Directive
Set down each entry exactly as given; pictures should not appear in the copy.

Pages as source code:
.....

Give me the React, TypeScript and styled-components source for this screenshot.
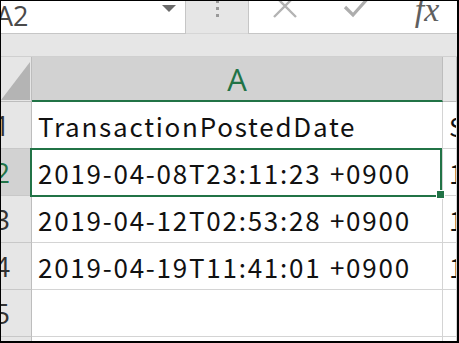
import React from "react";
import styled, { createGlobalStyle } from "styled-components";

const GlobalStyle = createGlobalStyle`
  html, body {
    margin: 0;
    padding: 0;
    background: #fff;
    overflow: hidden;
  }
`;

const Frame = styled.div`
  width: 459px;
  height: 343px;
  box-sizing: border-box;
  border: 1px solid #000;
  border-right-width: 2px;
  border-bottom-width: 2px;
  background: #e6e6e6;
  overflow: hidden;
  display: flex;
  flex-direction: column;
`;

const FormulaBar = styled.div`
  display: flex;
  height: 33px;
  flex-shrink: 0;
`;

const NameBox = styled.div`
  width: 185px;
  box-sizing: border-box;
  background: #fff;
  border-right: 1px solid #c6c6c6;
  border-bottom: 1px solid #c6c6c6;
  position: relative;
  overflow: hidden;
  display: flex;
  align-items: center;
  font-family: "Open Sans", "Noto Sans", sans-serif;
  font-size: 27px;
  color: #4a4a4a;
`;

const NameText = styled.span`
  margin-left: -5px;
  margin-top: -3px;
`;

const DropArrow = styled.span`
  position: absolute;
  right: 9px;
  top: 4px;
  width: 0;
  height: 0;
  border-left: 7px solid transparent;
  border-right: 7px solid transparent;
  border-top: 7px solid #6b6b6b;
`;

const Grip = styled.div`
  width: 62px;
  display: flex;
  flex-direction: column;
  align-items: center;
  gap: 4px;
  box-sizing: border-box;
  border-bottom: 1px solid #d6d6d6;
  & > i {
    width: 3px;
    height: 3px;
    background: #999;
  }
  & > i:first-child {
    height: 2px;
  }
`;

const FormulaBox = styled.div`
  flex: 1;
  background: #fff;
  border-left: 1px solid #c6c6c6;
  border-bottom: 1px solid #c6c6c6;
  display: flex;
  align-items: flex-end;
  padding-bottom: 14px;
  box-sizing: border-box;
  overflow: hidden;
`;

const IconSlot = styled.div<{ $w: number; $ml: number }>`
  width: ${(p) => p.$w}px;
  margin-left: ${(p) => p.$ml}px;
  display: flex;
  justify-content: center;
`;

const Fx = styled.span`
  font-family: "Liberation Serif", serif;
  font-style: italic;
  font-size: 34px;
  line-height: 30px;
  color: #5f5f5f;
  margin-bottom: -6px;
`;

const Spacer = styled.div`
  height: 22px;
  flex-shrink: 0;
  border-bottom: 1px solid #d0d0d0;
`;

const Sheet = styled.div`
  display: grid;
  grid-template-columns: 31px 411px 1fr;
  grid-template-rows: 45px repeat(6, 47px);
  background: #fff;
  font-family: "Noto Sans CJK JP", "Noto Sans", sans-serif;
`;

const Corner = styled.div`
  background: #e6e6e6;
  border-right: 1px solid #bdbdbd;
  border-bottom: 1px solid #bdbdbd;
  position: relative;
  box-sizing: border-box;
  &::after {
    content: "";
    position: absolute;
    right: 1px;
    bottom: 1px;
    width: 0;
    height: 0;
    border-left: 29px solid transparent;
    border-bottom: 38px solid #b4b4b4;
  }
`;

const ColHead = styled.div<{ $active?: boolean }>`
  background: ${(p) => (p.$active ? "#d2d2d2" : "#e6e6e6")};
  border-right: 1px solid #bdbdbd;
  border-bottom: ${(p) => (p.$active ? "2px solid #217346" : "1px solid #bdbdbd")};
  box-sizing: border-box;
  display: flex;
  align-items: center;
  justify-content: center;
  font-family: "Open Sans", "Noto Sans", sans-serif;
  font-size: 31px;
  color: ${(p) => (p.$active ? "#217346" : "#444")};
  padding-top: 1px;
`;

const RowHead = styled.div<{ $active?: boolean }>`
  background: ${(p) => (p.$active ? "#d2d2d2" : "#e6e6e6")};
  border-right: 1px solid #bdbdbd;
  border-bottom: 1px solid #c8c8c8;
  box-sizing: border-box;
  display: flex;
  align-items: center;
  justify-content: flex-end;
  padding-right: 21px;
  overflow: hidden;
  font-family: "Open Sans", "Noto Sans", sans-serif;
  font-size: 28px;
  color: ${(p) => (p.$active ? "#217346" : "#333")};
`;

const Cell = styled.div`
  border-right: 1px solid #d4d4d4;
  border-bottom: 1px solid #d4d4d4;
  box-sizing: border-box;
  display: flex;
  align-items: center;
  padding-left: 6px;
  white-space: nowrap;
  overflow: hidden;
  font-size: 26px;
  letter-spacing: 1.75px;
  word-spacing: 1px;
  color: #111;
  position: relative;
`;

const Selected = styled.div`
  position: absolute;
  left: -2px;
  top: -1px;
  right: 0;
  bottom: -2px;
  border: 2px solid #217346;
  pointer-events: none;
`;

const FillHandle = styled.div`
  position: absolute;
  right: -3px;
  bottom: -4px;
  width: 7px;
  height: 7px;
  background: #217346;
  border: 1px solid #fff;
`;

const SelCell = styled(Cell)`
  overflow: visible;
  z-index: 2;
`;

const rows: { n: number; a: string; b: string }[] = [
  { n: 1, a: "TransactionPostedDate", b: "S" },
  { n: 2, a: "2019-04-08T23:11:23 +0900", b: "1" },
  { n: 3, a: "2019-04-12T02:53:28 +0900", b: "1" },
  { n: 4, a: "2019-04-19T11:41:01 +0900", b: "1" },
  { n: 5, a: "", b: "" },
  { n: 6, a: "", b: "" },
];

export default function App() {
  return (
    <>
      <GlobalStyle />
      <Frame>
        <FormulaBar>
          <NameBox>
            <NameText>A2</NameText>
            <DropArrow />
          </NameBox>
          <Grip>
            <i />
            <i />
            <i />
          </Grip>
          <FormulaBox>
            <IconSlot $w={26} $ml={23}>
              <svg width="26" height="26" viewBox="0 0 26 26">
                <path d="M2 2 L24 24 M24 2 L2 24" stroke="#b3b3b3" strokeWidth="2.4" fill="none" />
              </svg>
            </IconSlot>
            <IconSlot $w={28} $ml={45}>
              <svg width="28" height="24" viewBox="0 0 28 24">
                <path d="M2 12 L10 20 L26 2" stroke="#adadad" strokeWidth="3.2" fill="none" />
              </svg>
            </IconSlot>
            <IconSlot $w={32} $ml={40}>
              <Fx>fx</Fx>
            </IconSlot>
          </FormulaBox>
        </FormulaBar>
        <Spacer />
        <Sheet>
          <Corner />
          <ColHead $active>A</ColHead>
          <ColHead />
          {rows.map((r) => (
            <React.Fragment key={r.n}>
              <RowHead $active={r.n === 2}>{r.n}</RowHead>
              {r.n === 2 ? (
                <SelCell>
                  {r.a}
                  <Selected />
                  <FillHandle />
                </SelCell>
              ) : (
                <Cell>{r.a}</Cell>
              )}
              <Cell>{r.b}</Cell>
            </React.Fragment>
          ))}
        </Sheet>
      </Frame>
    </>
  );
}
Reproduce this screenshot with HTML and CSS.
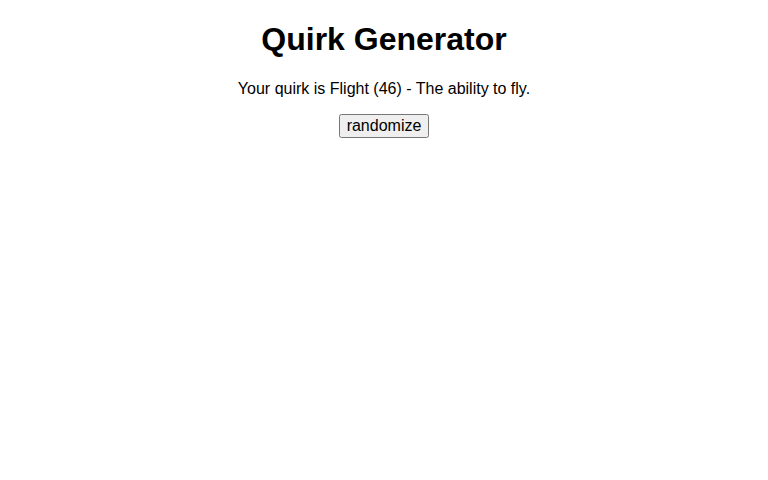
FILE: index.html
```html
<!DOCTYPE html>
<html lang="en">

<head>
    <meta charset="UTF-8">
    <meta name="viewport" content="width=device-width, initial-scale=1.0">
    <title>Quirk Generator</title>
    <link rel="stylesheet" href="styles.css">
</head>

<body>
    <div class="generator">
        <h1>Quirk Generator</h1>
        <p id="quirk">Your quirk is Flight (46) - The ability to fly.</p>
        <button class="randomize-btn" onclick="randomize()">randomize</button>
    </div>
</body>

</html>
```

FILE: styles.css
```css
body {
    margin: 0;
    font-family: "Liberation Sans", Arial, sans-serif;
}

.generator {
    text-align: center;
}

.randomize-btn {
    font-family: "Liberation Sans", Arial, sans-serif;
    font-size: 16px;
}
```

.....

Final answer
Give me the React, TypeScript and styled-components source for this screenshot.
import React from "react";
import styled, { createGlobalStyle } from "styled-components";

const GlobalStyle = createGlobalStyle`
  html, body {
    margin: 0;
    padding: 0;
    background: #fff;
    overflow: hidden;
  }
`;

const Frame = styled.div`
  width: 459px;
  height: 343px;
  box-sizing: border-box;
  border: 1px solid #000;
  border-right-width: 2px;
  border-bottom-width: 2px;
  background: #e6e6e6;
  overflow: hidden;
  display: flex;
  flex-direction: column;
`;

const FormulaBar = styled.div`
  display: flex;
  height: 33px;
  flex-shrink: 0;
`;

const NameBox = styled.div`
  width: 185px;
  box-sizing: border-box;
  background: #fff;
  border-right: 1px solid #c6c6c6;
  border-bottom: 1px solid #c6c6c6;
  position: relative;
  overflow: hidden;
  display: flex;
  align-items: center;
  font-family: "Open Sans", "Noto Sans", sans-serif;
  font-size: 27px;
  color: #4a4a4a;
`;

const NameText = styled.span`
  margin-left: -5px;
  margin-top: -3px;
`;

const DropArrow = styled.span`
  position: absolute;
  right: 9px;
  top: 4px;
  width: 0;
  height: 0;
  border-left: 7px solid transparent;
  border-right: 7px solid transparent;
  border-top: 7px solid #6b6b6b;
`;

const Grip = styled.div`
  width: 62px;
  display: flex;
  flex-direction: column;
  align-items: center;
  gap: 4px;
  box-sizing: border-box;
  border-bottom: 1px solid #d6d6d6;
  & > i {
    width: 3px;
    height: 3px;
    background: #999;
  }
  & > i:first-child {
    height: 2px;
  }
`;

const FormulaBox = styled.div`
  flex: 1;
  background: #fff;
  border-left: 1px solid #c6c6c6;
  border-bottom: 1px solid #c6c6c6;
  display: flex;
  align-items: flex-end;
  padding-bottom: 14px;
  box-sizing: border-box;
  overflow: hidden;
`;

const IconSlot = styled.div<{ $w: number; $ml: number }>`
  width: ${(p) => p.$w}px;
  margin-left: ${(p) => p.$ml}px;
  display: flex;
  justify-content: center;
`;

const Fx = styled.span`
  font-family: "Liberation Serif", serif;
  font-style: italic;
  font-size: 34px;
  line-height: 30px;
  color: #5f5f5f;
  margin-bottom: -6px;
`;

const Spacer = styled.div`
  height: 22px;
  flex-shrink: 0;
  border-bottom: 1px solid #d0d0d0;
`;

const Sheet = styled.div`
  display: grid;
  grid-template-columns: 31px 411px 1fr;
  grid-template-rows: 45px repeat(6, 47px);
  background: #fff;
  font-family: "Noto Sans CJK JP", "Noto Sans", sans-serif;
`;

const Corner = styled.div`
  background: #e6e6e6;
  border-right: 1px solid #bdbdbd;
  border-bottom: 1px solid #bdbdbd;
  position: relative;
  box-sizing: border-box;
  &::after {
    content: "";
    position: absolute;
    right: 1px;
    bottom: 1px;
    width: 0;
    height: 0;
    border-left: 29px solid transparent;
    border-bottom: 38px solid #b4b4b4;
  }
`;

const ColHead = styled.div<{ $active?: boolean }>`
  background: ${(p) => (p.$active ? "#d2d2d2" : "#e6e6e6")};
  border-right: 1px solid #bdbdbd;
  border-bottom: ${(p) => (p.$active ? "2px solid #217346" : "1px solid #bdbdbd")};
  box-sizing: border-box;
  display: flex;
  align-items: center;
  justify-content: center;
  font-family: "Open Sans", "Noto Sans", sans-serif;
  font-size: 31px;
  color: ${(p) => (p.$active ? "#217346" : "#444")};
  padding-top: 1px;
`;

const RowHead = styled.div<{ $active?: boolean }>`
  background: ${(p) => (p.$active ? "#d2d2d2" : "#e6e6e6")};
  border-right: 1px solid #bdbdbd;
  border-bottom: 1px solid #c8c8c8;
  box-sizing: border-box;
  display: flex;
  align-items: center;
  justify-content: flex-end;
  padding-right: 21px;
  overflow: hidden;
  font-family: "Open Sans", "Noto Sans", sans-serif;
  font-size: 28px;
  color: ${(p) => (p.$active ? "#217346" : "#333")};
`;

const Cell = styled.div`
  border-right: 1px solid #d4d4d4;
  border-bottom: 1px solid #d4d4d4;
  box-sizing: border-box;
  display: flex;
  align-items: center;
  padding-left: 6px;
  white-space: nowrap;
  overflow: hidden;
  font-size: 26px;
  letter-spacing: 1.75px;
  word-spacing: 1px;
  color: #111;
  position: relative;
`;

const Selected = styled.div`
  position: absolute;
  left: -2px;
  top: -1px;
  right: 0;
  bottom: -2px;
  border: 2px solid #217346;
  pointer-events: none;
`;

const FillHandle = styled.div`
  position: absolute;
  right: -3px;
  bottom: -4px;
  width: 7px;
  height: 7px;
  background: #217346;
  border: 1px solid #fff;
`;

const SelCell = styled(Cell)`
  overflow: visible;
  z-index: 2;
`;

const rows: { n: number; a: string; b: string }[] = [
  { n: 1, a: "TransactionPostedDate", b: "S" },
  { n: 2, a: "2019-04-08T23:11:23 +0900", b: "1" },
  { n: 3, a: "2019-04-12T02:53:28 +0900", b: "1" },
  { n: 4, a: "2019-04-19T11:41:01 +0900", b: "1" },
  { n: 5, a: "", b: "" },
  { n: 6, a: "", b: "" },
];

export default function App() {
  return (
    <>
      <GlobalStyle />
      <Frame>
        <FormulaBar>
          <NameBox>
            <NameText>A2</NameText>
            <DropArrow />
          </NameBox>
          <Grip>
            <i />
            <i />
            <i />
          </Grip>
          <FormulaBox>
            <IconSlot $w={26} $ml={23}>
              <svg width="26" height="26" viewBox="0 0 26 26">
                <path d="M2 2 L24 24 M24 2 L2 24" stroke="#b3b3b3" strokeWidth="2.4" fill="none" />
              </svg>
            </IconSlot>
            <IconSlot $w={28} $ml={45}>
              <svg width="28" height="24" viewBox="0 0 28 24">
                <path d="M2 12 L10 20 L26 2" stroke="#adadad" strokeWidth="3.2" fill="none" />
              </svg>
            </IconSlot>
            <IconSlot $w={32} $ml={40}>
              <Fx>fx</Fx>
            </IconSlot>
          </FormulaBox>
        </FormulaBar>
        <Spacer />
        <Sheet>
          <Corner />
          <ColHead $active>A</ColHead>
          <ColHead />
          {rows.map((r) => (
            <React.Fragment key={r.n}>
              <RowHead $active={r.n === 2}>{r.n}</RowHead>
              {r.n === 2 ? (
                <SelCell>
                  {r.a}
                  <Selected />
                  <FillHandle />
                </SelCell>
              ) : (
                <Cell>{r.a}</Cell>
              )}
              <Cell>{r.b}</Cell>
            </React.Fragment>
          ))}
        </Sheet>
      </Frame>
    </>
  );
}
Reproduce this screenshot with HTML and CSS.
FILE: index.html
```html
<!DOCTYPE html>
<html lang="en">

<head>
    <meta charset="UTF-8">
    <meta name="viewport" content="width=device-width, initial-scale=1.0">
    <title>Quirk Generator</title>
    <link rel="stylesheet" href="styles.css">
</head>

<body>
    <div class="generator">
        <h1>Quirk Generator</h1>
        <p id="quirk">Your quirk is Flight (46) - The ability to fly.</p>
        <button class="randomize-btn" onclick="randomize()">randomize</button>
    </div>
</body>

</html>
```

FILE: styles.css
```css
body {
    margin: 0;
    font-family: "Liberation Sans", Arial, sans-serif;
}

.generator {
    text-align: center;
}

.randomize-btn {
    font-family: "Liberation Sans", Arial, sans-serif;
    font-size: 16px;
}
```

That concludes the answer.